Copy every line of the following data that includes the string "TypeScript".
--- START ---
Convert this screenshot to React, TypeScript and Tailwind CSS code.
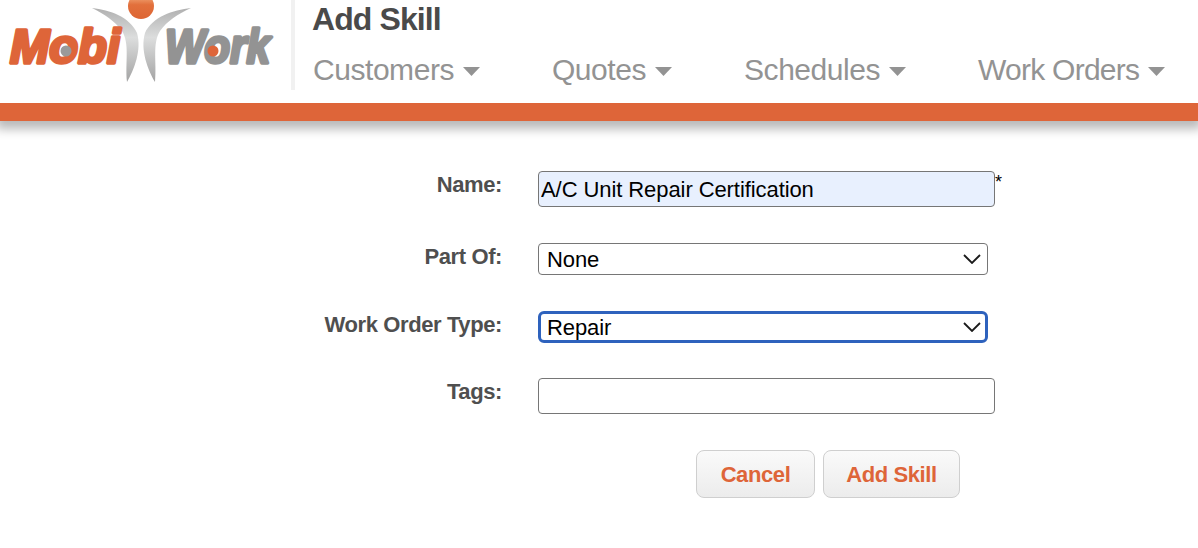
import React from "react";

const font = { fontFamily: '"Liberation Sans", Arial, sans-serif' };

function Logo() {
  return (
    <svg width="291" height="90" viewBox="0 0 291 90" aria-label="MobiWork">
      <defs>
        <linearGradient id="fig" x1="0" y1="0" x2="0" y2="1">
          <stop offset="0" stopColor="#b0b0b0" />
          <stop offset="0.4" stopColor="#dcdddd" />
          <stop offset="1" stopColor="#a3a3a3" />
        </linearGradient>
        <linearGradient id="head" x1="0" y1="0" x2="0" y2="1">
          <stop offset="0" stopColor="#f7bd8e" />
          <stop offset="0.45" stopColor="#e2703c" />
          <stop offset="1" stopColor="#dd6533" />
        </linearGradient>
      </defs>
      <circle cx="141" cy="6" r="13" fill="url(#head)" />
      <path d="M92 8C110 10 130 17 137 33C142 50 134 70 127 82C125 62 130 44 122 31C115 21 104 14 92 8Z" fill="url(#fig)" />
      <path d="M191 8C173 10 152 17 145 33C140 50 148 70 155 82C157 62 152 44 160 31C167 21 178 14 191 8Z" fill="url(#fig)" />
      <text x="10" y="63" textLength="110" lengthAdjust="spacingAndGlyphs" fontFamily="Liberation Sans" fontWeight="700" fontStyle="italic" fontSize="48" fill="#de6539" stroke="#de6539" strokeWidth="3.5" strokeLinejoin="round">Mobi</text>
      <circle cx="66" cy="51" r="5.5" fill="#9a9a9a" />
      <text x="165" y="63" textLength="105" lengthAdjust="spacingAndGlyphs" fontFamily="Liberation Sans" fontWeight="700" fontStyle="italic" fontSize="48" fill="#939393" stroke="#939393" strokeWidth="3.5" strokeLinejoin="round">Work</text>
      <circle cx="213" cy="51" r="5.5" fill="#de6539" />
    </svg>
  );
}

function NavItem({ label, tight = false }: { label: string; tight?: boolean }) {
  return (
    <a className={`flex items-center gap-[9px] text-[30px] leading-[36px] text-[#939393] ${tight ? "tracking-[-0.75px]" : "tracking-[-0.45px]"}`}>
      <span>{label}</span>
      <svg width="17" height="9" viewBox="0 0 17 9" className="mt-[3px]">
        <path d="M0 0H17L8.5 9Z" fill="#939393" />
      </svg>
    </a>
  );
}

function Chevron() {
  return (
    <svg width="18" height="10" viewBox="0 0 18 10" className="pointer-events-none absolute right-[7px] top-1/2 -translate-y-1/2">
      <path d="M1 1L9 9L17 1" fill="none" stroke="#1a1a1a" strokeWidth="1.8" />
    </svg>
  );
}

function Label({ children, className = "" }: { children: React.ReactNode; className?: string }) {
  return (
    <label className={`block pt-[2px] text-right text-[22px] font-bold leading-[24px] tracking-[-0.4px] text-[#4f4f4f] ${className}`}>
      {children}
    </label>
  );
}

export default function App() {
  return (
    <div style={font} className="h-[548px] w-[1198px] overflow-hidden bg-white">
      <header className="relative h-[121px] border-b-[18px] border-[#de6539] shadow-[0_4px_10px_4px_rgba(0,0,0,0.28)]">
        <div className="flex h-[103px] items-start">
          <div className="h-[90px] w-[295px] border-r-[4px] border-[#f1f1f1]">
            <Logo />
          </div>
          <div className="pl-[18px]">
            <h1 className="-ml-[1px] text-[32px] font-bold leading-[38px] tracking-[-0.9px] text-[#4a4a4a]">Add Skill</h1>
            <nav className="mt-[14px] flex gap-[72px]">
              <NavItem label="Customers" />
              <NavItem label="Quotes" />
              <NavItem label="Schedules" />
              <NavItem label="Work Orders" tight />
            </nav>
          </div>
        </div>
      </header>

      <main className="pt-[50px]">
        <form className="grid grid-cols-[502px_1fr] gap-x-[36px]">
          <Label>Name:</Label>
          <div className="flex items-start">
            <input
              readOnly
              value="A/C Unit Repair Certification"
              style={font}
              className="h-[36px] w-[457px] rounded-[4px] border border-[#767676] bg-[#e8f0fe] px-[2px] pt-[2px] text-[22px] tracking-[-0.08px] text-black outline-none"
            />
            <span className="mt-[3px] text-[18px] leading-[16px] text-black">*</span>
          </div>

          <Label className="mt-[36px]">Part Of:</Label>
          <div className="relative mt-[36px] h-[32px] w-[450px]">
            <select style={font} className="block h-[32px] w-full appearance-none rounded-[4px] border border-[#767676] bg-white pt-[2px] pb-0 pl-[8px] text-[22px] leading-[28px] tracking-[-0.1px] text-black outline-none">
              <option>None</option>
            </select>
            <Chevron />
          </div>

          <Label className="mt-[36px]">Work Order Type:</Label>
          <div className="relative mt-[36px] h-[32px] w-[450px]">
            <select style={font} className="block h-[32px] w-full appearance-none rounded-[6px] border-[3px] border-[#2e62bd] bg-white pt-[2px] pb-0 pl-[6px] text-[22px] leading-[24px] tracking-[-0.1px] text-black outline-none">
              <option>Repair</option>
            </select>
            <Chevron />
          </div>

          <Label className="mt-[35px]">Tags:</Label>
          <div className="mt-[35px] h-[36px]">
            <input readOnly style={font} className="block h-[36px] w-[457px] rounded-[4px] border border-[#767676] bg-white outline-none" />
          </div>
        </form>

        <div className="ml-[696px] mt-[36px] flex gap-[8px]">
          <button style={font} className="h-[48px] w-[119px] rounded-[8px] border border-[#cfcfcf] bg-gradient-to-b from-[#fafafa] to-[#ececec] text-[22px] font-bold tracking-[-0.4px] text-[#de6539]">Cancel</button>
          <button style={font} className="h-[48px] w-[137px] rounded-[8px] border border-[#cfcfcf] bg-gradient-to-b from-[#fafafa] to-[#ececec] text-[22px] font-bold tracking-[-0.4px] text-[#de6539]">Add Skill</button>
        </div>
      </main>
    </div>
  );
}
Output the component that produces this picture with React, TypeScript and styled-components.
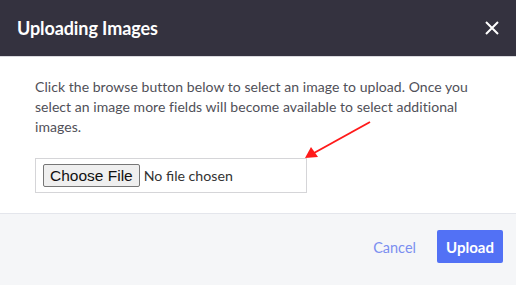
import * as React from 'react';
import styled, { createGlobalStyle } from 'styled-components';

const GlobalStyle = createGlobalStyle`
    html, body {
        margin: 0;
        padding: 0;
        background: #ffffff;
    }
    body {
        font-family: Lato, "Open Sans", sans-serif;
    }
`;

const ModalHtml = styled.div`
    position: relative;
    width: 516px;
    height: 285px;
    display: flex;
    flex-direction: column;
    background: white;
    overflow: hidden;
`;

const HeaderHtml = styled.div`
    height: 56px;
    display: flex;
    flex-direction: row;
    justify-content: space-between;
    align-items: center;
    padding: 0 12px 0 17px;
    background: #34323f;
    border-bottom: 1px solid #d9d9de;
`;

const TitleHtml = styled.div`
    color: white;
    font-weight: bold;
    font-size: 18px;
    letter-spacing: -0.1px;
`;

const CloseButton = styled.button`
    width: 24px;
    height: 24px;
    padding: 0;
    border: none;
    background: transparent;
    display: flex;
    align-items: center;
    justify-content: center;
    cursor: pointer;
`;

const BodyHtml = styled.div`
    padding: 20px 35px 20px 35px;
    height: 157px;
    box-sizing: border-box;
    border-bottom: 1px solid #e4e6ec;
`;

const HelpText = styled.p`
    margin: 0;
    color: #505058;
    font-size: 14px;
    letter-spacing: 0.05px;
    line-height: 20px;
`;

const FileBox = styled.div`
    margin-top: 21px;
    width: 272px;
    height: 35px;
    box-sizing: border-box;
    border: 1px solid #d5d5d8;
    display: flex;
    align-items: center;
    padding-left: 7px;
`;

const FileInput = styled.input`
    font-family: Lato, sans-serif;
    font-size: 14.2px;
    color: #333;
    &::file-selector-button {
        font-family: "Liberation Sans", Arial, sans-serif;
        font-size: 15.5px;
        color: #111;
        background: #efefef;
        border: 1px solid #767676;
        border-radius: 2px;
        padding: 1px 6px;
        height: 23px;
        margin-right: 4px;
    }
`;

const FooterHtml = styled.div`
    flex: 1;
    background: #f5f6f8;
    display: flex;
    flex-direction: row;
    justify-content: flex-end;
    align-items: flex-start;
    gap: 21px;
    padding: 16px 13px 0 0;
`;

const LinkButton = styled.button`
    border: none;
    background: transparent;
    color: #7b8ef0;
    font-family: Lato, sans-serif;
    font-size: 14.5px;
    height: 34px;
    padding: 0;
`;

const PrimaryButton = styled.button`
    border: none;
    border-radius: 2px;
    background: #5271f5;
    color: white;
    font-family: Lato, sans-serif;
    font-weight: bold;
    font-size: 15px;
    width: 66px;
    height: 33px;
    padding: 0;
`;

const ArrowSvg = styled.svg`
    position: absolute;
    left: 0;
    top: 0;
    pointer-events: none;
`;

export default function App()
{
    return (
        <>
            <GlobalStyle />
            <ModalHtml>
                <HeaderHtml>
                    <TitleHtml>Uploading Images</TitleHtml>
                    <CloseButton aria-label="Close">
                        <svg width="14" height="14" viewBox="0 0 14 14">
                            <path d="M1 1 L13 13 M13 1 L1 13" stroke="white" strokeWidth="2" />
                        </svg>
                    </CloseButton>
                </HeaderHtml>
                <BodyHtml>
                    <HelpText>
                        Click the browse button below to select an image to upload. Once you
                        select an image more fields will become available to select additional
                        images.
                    </HelpText>
                    <FileBox>
                        <FileInput type="file" />
                    </FileBox>
                </BodyHtml>
                <FooterHtml>
                    <LinkButton>Cancel</LinkButton>
                    <PrimaryButton>Upload</PrimaryButton>
                </FooterHtml>
                <ArrowSvg width="516" height="285">
                    <line x1="370" y1="122" x2="314" y2="153" stroke="#ff1a1a" strokeWidth="2" />
                    <polygon points="305,158 311,147 318,157" fill="#ff1a1a" />
                </ArrowSvg>
            </ModalHtml>
        </>
    );
}
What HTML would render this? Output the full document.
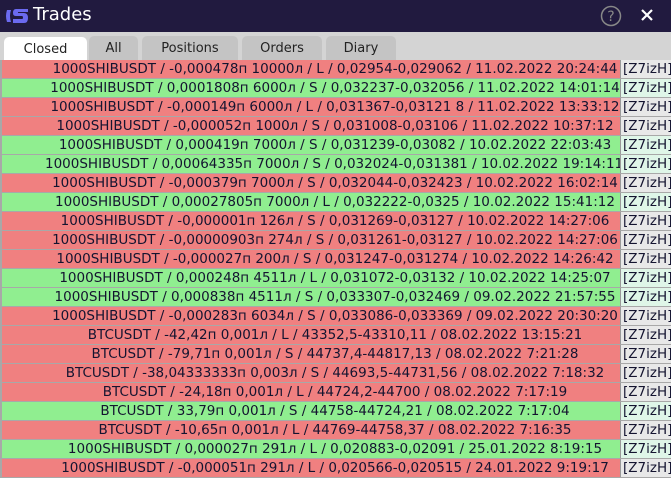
<!DOCTYPE html>
<html><head><meta charset="utf-8"><style>
*{margin:0;padding:0;box-sizing:border-box}
body{width:671px;height:478px;overflow:hidden;background:#d4d4d4;font-family:"DejaVu Sans","Liberation Sans",sans-serif}
.title{height:32px;background:#211a3f;color:#fff;position:relative}
.title .t{position:absolute;left:33px;top:4px;font-size:18px}
.tabs{height:28px;position:relative}
.tab{position:absolute;top:4px;height:24px;background:#c4c4c4;border-radius:5px 5px 0 0;font-size:13px;color:#222;text-align:center;line-height:25px}
.tab.a{background:#fff;top:5px;height:24px}
.rows{position:absolute;top:60px;left:0;width:671px;border-left:2px solid #a8a8a8}
.r{height:19px;display:flex;border-bottom:1px solid #a8a8a8;font-size:13.5px;line-height:19px;color:#141430;white-space:nowrap}
.m{width:618px;overflow:hidden;text-align:center;padding-left:48px}
.z{width:51px;padding-left:2px;border-left:1px solid #9a9a9a}
.R .m{background:#f08080}.R .z{background:#e8e8e8}
.G .m{background:#90ee90}.G .z{background:#dff6e8}
.m.L{text-align:left;padding-left:43px}
</style></head><body>
<div class="title">
<svg style="position:absolute;left:5px;top:7px" width="24" height="18" viewBox="0 0 24 18"><path d="M2 3 Q0 9 2 15 L6 15 Q4 9 6 3Z" fill="#6b6af0"/><path d="M23 2 L11 2 Q8 2 8 6 Q8 9 11 9 L17 9 Q18 9 18 11 Q18 12 17 12 L8 12 L8 16 L19 16 Q23 16 23 11 Q23 6 19 6 L13 6 L13 5 L23 5Z" fill="#6b6af0"/></svg>
<span class="t">Trades</span>
<svg style="position:absolute;left:600px;top:5px" width="22" height="22" viewBox="0 0 22 22"><circle cx="11" cy="11" r="9.5" fill="none" stroke="#888" stroke-width="1.5"/><text x="11" y="16" font-size="14" text-anchor="middle" fill="#888" font-family="DejaVu Sans">?</text></svg>
<svg style="position:absolute;left:640px;top:8px" width="14" height="14" viewBox="0 0 14 14"><path d="M2 2L12 12M12 2L2 12" stroke="#fff" stroke-width="2.2"/></svg>
</div>
<div class="tabs">
<div class="tab a" style="left:4px;width:83px">Closed</div>
<div class="tab" style="left:89px;width:49px">All</div>
<div class="tab" style="left:142px;width:96px">Positions</div>
<div class="tab" style="left:242px;width:80px">Orders</div>
<div class="tab" style="left:326px;width:70px">Diary</div>
</div>
<div class="rows">
<div class="r R"><div class="m">1000SHIBUSDT / -0,000478п 10000л / L / 0,02954-0,029062 / 11.02.2022 20:24:44</div><div class="z">[Z7izH]</div></div>
<div class="r G"><div class="m">1000SHIBUSDT / 0,0001808п 6000л / S / 0,032237-0,032056 / 11.02.2022 14:01:14</div><div class="z">[Z7izH]</div></div>
<div class="r R"><div class="m">1000SHIBUSDT / -0,000149п 6000л / L / 0,031367-0,03121 8 / 11.02.2022 13:33:12</div><div class="z">[Z7izH]</div></div>
<div class="r R"><div class="m">1000SHIBUSDT / -0,000052п 1000л / S / 0,031008-0,03106 / 11.02.2022 10:37:12</div><div class="z">[Z7izH]</div></div>
<div class="r G"><div class="m">1000SHIBUSDT / 0,000419п 7000л / S / 0,031239-0,03082 / 10.02.2022 22:03:43</div><div class="z">[Z7izH]</div></div>
<div class="r G"><div class="m L">1000SHIBUSDT / 0,00064335п 7000л / S / 0,032024-0,031381 / 10.02.2022 19:14:11</div><div class="z">[Z7izH]</div></div>
<div class="r R"><div class="m">1000SHIBUSDT / -0,000379п 7000л / S / 0,032044-0,032423 / 10.02.2022 16:02:14</div><div class="z">[Z7izH]</div></div>
<div class="r G"><div class="m">1000SHIBUSDT / 0,00027805п 7000л / L / 0,032222-0,0325 / 10.02.2022 15:41:12</div><div class="z">[Z7izH]</div></div>
<div class="r R"><div class="m">1000SHIBUSDT / -0,000001п 126л / S / 0,031269-0,03127 / 10.02.2022 14:27:06</div><div class="z">[Z7izH]</div></div>
<div class="r R"><div class="m">1000SHIBUSDT / -0,00000903п 274л / S / 0,031261-0,03127 / 10.02.2022 14:27:06</div><div class="z">[Z7izH]</div></div>
<div class="r R"><div class="m">1000SHIBUSDT / -0,000027п 200л / S / 0,031247-0,031274 / 10.02.2022 14:26:42</div><div class="z">[Z7izH]</div></div>
<div class="r G"><div class="m">1000SHIBUSDT / 0,000248п 4511л / L / 0,031072-0,03132 / 10.02.2022 14:25:07</div><div class="z">[Z7izH]</div></div>
<div class="r G"><div class="m">1000SHIBUSDT / 0,000838п 4511л / S / 0,033307-0,032469 / 09.02.2022 21:57:55</div><div class="z">[Z7izH]</div></div>
<div class="r R"><div class="m">1000SHIBUSDT / -0,000283п 6034л / S / 0,033086-0,033369 / 09.02.2022 20:30:20</div><div class="z">[Z7izH]</div></div>
<div class="r R"><div class="m">BTCUSDT / -42,42п 0,001л / L / 43352,5-43310,11 / 08.02.2022 13:15:21</div><div class="z">[Z7izH]</div></div>
<div class="r R"><div class="m">BTCUSDT / -79,71п 0,001л / S / 44737,4-44817,13 / 08.02.2022 7:21:28</div><div class="z">[Z7izH]</div></div>
<div class="r R"><div class="m">BTCUSDT / -38,04333333п 0,003л / S / 44693,5-44731,56 / 08.02.2022 7:18:32</div><div class="z">[Z7izH]</div></div>
<div class="r R"><div class="m">BTCUSDT / -24,18п 0,001л / L / 44724,2-44700 / 08.02.2022 7:17:19</div><div class="z">[Z7izH]</div></div>
<div class="r G"><div class="m">BTCUSDT / 33,79п 0,001л / S / 44758-44724,21 / 08.02.2022 7:17:04</div><div class="z">[Z7izH]</div></div>
<div class="r R"><div class="m">BTCUSDT / -10,65п 0,001л / L / 44769-44758,37 / 08.02.2022 7:16:35</div><div class="z">[Z7izH]</div></div>
<div class="r G"><div class="m">1000SHIBUSDT / 0,000027п 291л / L / 0,020883-0,02091 / 25.01.2022 8:19:15</div><div class="z">[Z7izH]</div></div>
<div class="r R"><div class="m">1000SHIBUSDT / -0,000051п 291л / L / 0,020566-0,020515 / 24.01.2022 9:19:17</div><div class="z">[Z7izH]</div></div>
</div>
</body></html>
--- END ---
# [THE RESULT]
Convert this screenshot to React, TypeScript and Tailwind CSS code.
Output the component that produces this picture with React, TypeScript and styled-components.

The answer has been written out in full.